The way in which property is bought and sold in Queensland has undergone some change with the introduction of the Property Agents and Motor Dealers Act introduced in July 2001. These reforms became necessary because investment- related marketing activities became confused with traditional real estate practices. Buyers sometimes paid considerably above the market price in situations where they had no contact with local agents.


the Property Agents and Motor Dealers Act
Conveyancing
forms used when buying or selling real estate
when listing your property for sale
contract of sale


the Property Agents and Motor Dealers Act


Some significant changes were introduced to this act in 2001-:

  • A mandatory Warning Statement as the first page of all contracts - including contracts for private sales.
  • Obligatory disclosure by real estate agents and property developers of any relationships they have with service providers to whom customers are referred and any money or other benefits they may receive as a result of the referral.
  • 60 day limit for sole and exclusive agency appointments
  • Five-day cooling-off period for all sales of residential property (except by auction)
  • Licensing of property developers
  • Mandatory Code of Conduct

Conveyancing


Conveyancing is the legal transfer of a property's title from the seller to the buyer. Queenslanders have the choice of employing a solicitor to handle the conveyance or doing the job themselves. DIY kits are available. However, if this method is used please be aware that any problems associated with the conveyance may result in costly outcomes. Using a recommended solicitor will take the worry out of the process for you.
Whether you use a solicitor or decide to do-it-yourself, conveyancing still incurs costs such as searches at the Titles office, stamp duty and registration fees. Searches of zoning, and Titles will determine whether the property has any restrictions such as adverse planning, demolition orders, outstanding taxes linked to it, or encumbrances on Title such as easements.



forms used when buying and selling real estate

For a complete list and explanation of all forms that you may encounter when buying or selling real estate in Queensland visit the Queensland Government Office of Fair Trading website. It outlines the changes made to the process of buying or selling real estate in Queensland with the introduction of new legislation in 2001. You can also view any of these documents on this website.


When Listing Your Property for Sale

Before an agent performs any service for a client they must complete a PAMD Form 22a. Failure to do this may result in a penalty and loss of commission. The client appoints a Real Estate Agent for the sale or purchase of property, land or business. This form also outlines the method of sale to be used, the commission structure agreed upon, and discloses any other fees, charges and expenses that may be incurred. For an example of the form to be completed click PAMD22a




The Contract of Sale

The contract of sale is prepared by the real estate agent when a buyer wishes to make an offer on a property. If the offer and/or subsequent negotiation is acceptable to the seller, both parties sign this document.
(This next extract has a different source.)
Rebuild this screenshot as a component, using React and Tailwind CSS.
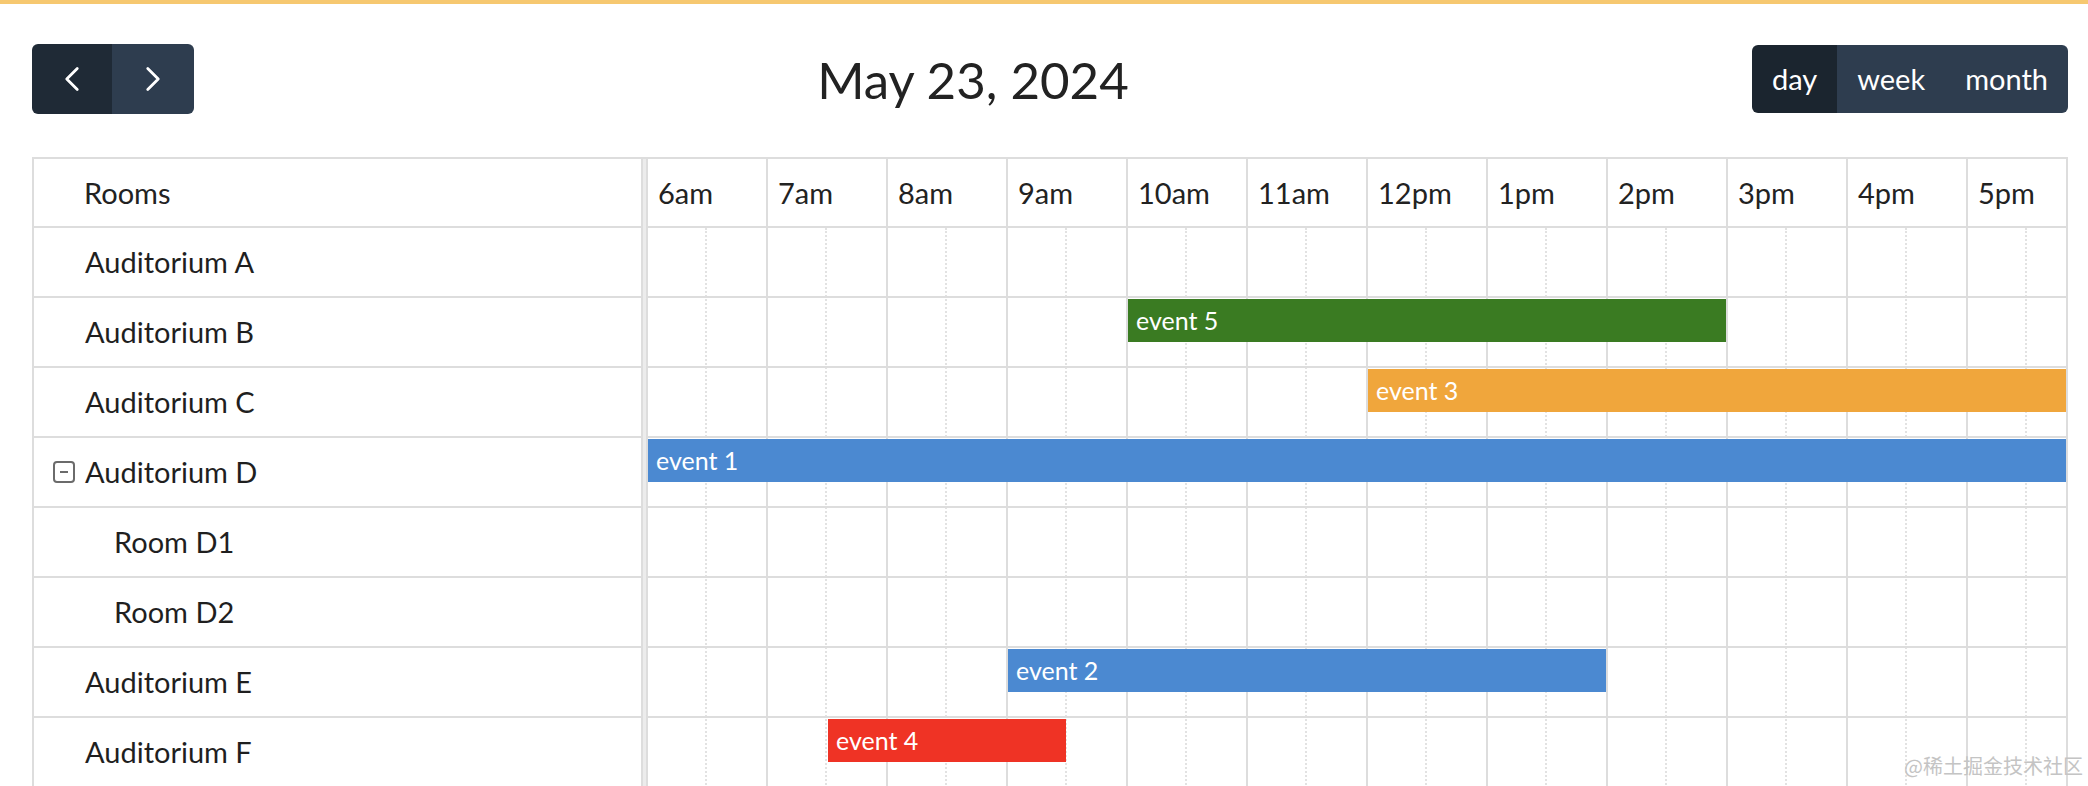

Buyers may seek independent legal advice, and will often make the contract subject to satisfactory building and pest inspection, finance approval etc.

The REIQ Standard House and Land Contract has been prepared in compliance with the Property Agents and Motor Dealers Act 2000 and in conjunction with the Law Society of Queensland and is commonly used among real estate agents around Queensland.
A sample copy of the REIQ Standard House and Land Contract (http://www.reiq.com.au/pdfs/BuySellRent/Contract_for_House_and_Land_5th_Edition.pdf ) is available for buyers who wish to familiarise themselves with a contract of sale before beginning their real estate transaction.
We can also supply you with a copy of this document.

In the case of a property sold through auction it is important to get a copy of the contract before the property goes to auction. Properties sold 'under the hammer' are unconditional, and therefore definite. A solicitor will be able to advise you on conditions of the contract of sale before you begin bidding on the property.